(Rows from a dataset of pages and code)
[start]

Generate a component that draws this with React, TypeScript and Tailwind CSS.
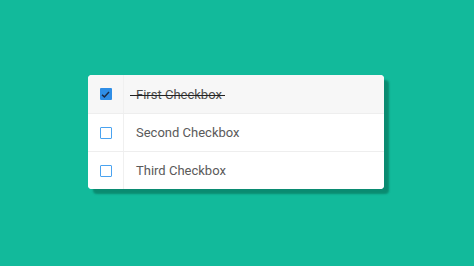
import { useState } from "react";

type Item = { label: string; done: boolean };

const initial: Item[] = [
  { label: "First Checkbox", done: true },
  { label: "Second Checkbox", done: false },
  { label: "Third Checkbox", done: false },
];

export default function App() {
  const [items, setItems] = useState(initial);

  return (
    <div className="w-[474px] h-[266px] bg-[#12ba9b] flex items-start justify-start pl-[88px] pt-[75px] font-['Roboto',sans-serif]">
      <div className="w-[296px] bg-white rounded-[4px] overflow-hidden shadow-[5px_5px_2px_rgba(0,70,50,0.4)]">
        {items.map((item, i) => (
          <div
            key={item.label}
            className={
              "flex h-[38px] items-stretch " +
              (i > 0 ? "border-t border-[#eeeeee] " : "") +
              (item.done ? "bg-[#f7f7f7]" : "bg-white")
            }
          >
            <button
              onClick={() =>
                setItems((prev) =>
                  prev.map((p, j) => (j === i ? { ...p, done: !p.done } : p))
                )
              }
              className="w-[36px] flex items-center justify-center border-r border-[#f0f0f0]"
            >
              {item.done ? (
                <span className="w-[12px] h-[12px] rounded-[1px] bg-[#2f8ee6] flex items-center justify-center">
                  <svg viewBox="0 0 12 12" className="w-[11px] h-[11px]">
                    <path d="M2.2 6.2 L4.8 8.6 L9.8 3.4" fill="none" stroke="#1b2a44" strokeWidth="1.6" />
                  </svg>
                </span>
              ) : (
                <span className="w-[12px] h-[12px] rounded-[1px] border-[1.5px] border-[#4aa3f0] bg-white" />
              )}
            </button>
            <div className="flex items-center pt-[1px] pl-[12px] text-[13px] text-[#5a5a5a]">
              {item.done ? (
                <span className="relative text-[#4a4a4a]">
                  {item.label}
                  <span className="absolute left-[-6px] right-[-3px] top-[50%] h-[1.5px] bg-[#222]" />
                </span>
              ) : (
                item.label
              )}
            </div>
          </div>
        ))}
      </div>
    </div>
  );
}
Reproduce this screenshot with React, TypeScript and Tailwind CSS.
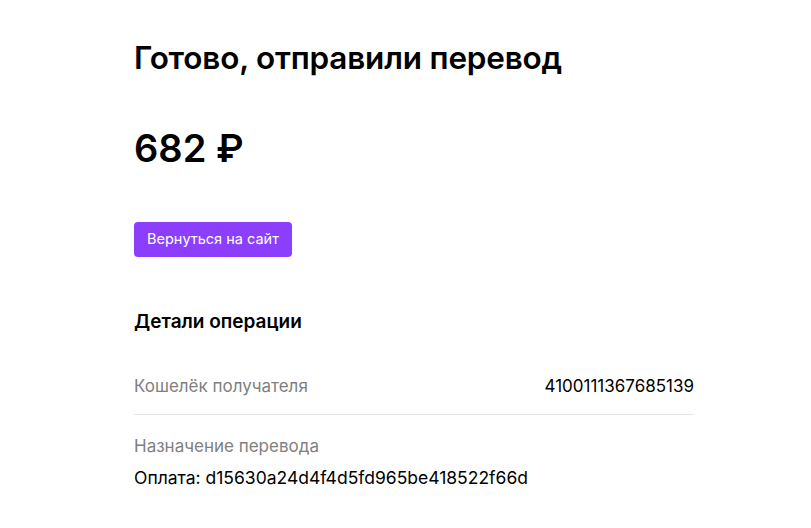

[end]

* [GOAL OF THE EXERCISE]: Write out all the records again, exactly, minus any pictures.

* [ANSWER TO THE EXERCISE]:
Generate a component that draws this with React, TypeScript and Tailwind CSS.
import { useState } from "react";

type Item = { label: string; done: boolean };

const initial: Item[] = [
  { label: "First Checkbox", done: true },
  { label: "Second Checkbox", done: false },
  { label: "Third Checkbox", done: false },
];

export default function App() {
  const [items, setItems] = useState(initial);

  return (
    <div className="w-[474px] h-[266px] bg-[#12ba9b] flex items-start justify-start pl-[88px] pt-[75px] font-['Roboto',sans-serif]">
      <div className="w-[296px] bg-white rounded-[4px] overflow-hidden shadow-[5px_5px_2px_rgba(0,70,50,0.4)]">
        {items.map((item, i) => (
          <div
            key={item.label}
            className={
              "flex h-[38px] items-stretch " +
              (i > 0 ? "border-t border-[#eeeeee] " : "") +
              (item.done ? "bg-[#f7f7f7]" : "bg-white")
            }
          >
            <button
              onClick={() =>
                setItems((prev) =>
                  prev.map((p, j) => (j === i ? { ...p, done: !p.done } : p))
                )
              }
              className="w-[36px] flex items-center justify-center border-r border-[#f0f0f0]"
            >
              {item.done ? (
                <span className="w-[12px] h-[12px] rounded-[1px] bg-[#2f8ee6] flex items-center justify-center">
                  <svg viewBox="0 0 12 12" className="w-[11px] h-[11px]">
                    <path d="M2.2 6.2 L4.8 8.6 L9.8 3.4" fill="none" stroke="#1b2a44" strokeWidth="1.6" />
                  </svg>
                </span>
              ) : (
                <span className="w-[12px] h-[12px] rounded-[1px] border-[1.5px] border-[#4aa3f0] bg-white" />
              )}
            </button>
            <div className="flex items-center pt-[1px] pl-[12px] text-[13px] text-[#5a5a5a]">
              {item.done ? (
                <span className="relative text-[#4a4a4a]">
                  {item.label}
                  <span className="absolute left-[-6px] right-[-3px] top-[50%] h-[1.5px] bg-[#222]" />
                </span>
              ) : (
                item.label
              )}
            </div>
          </div>
        ))}
      </div>
    </div>
  );
}
Reproduce this screenshot with React, TypeScript and Tailwind CSS.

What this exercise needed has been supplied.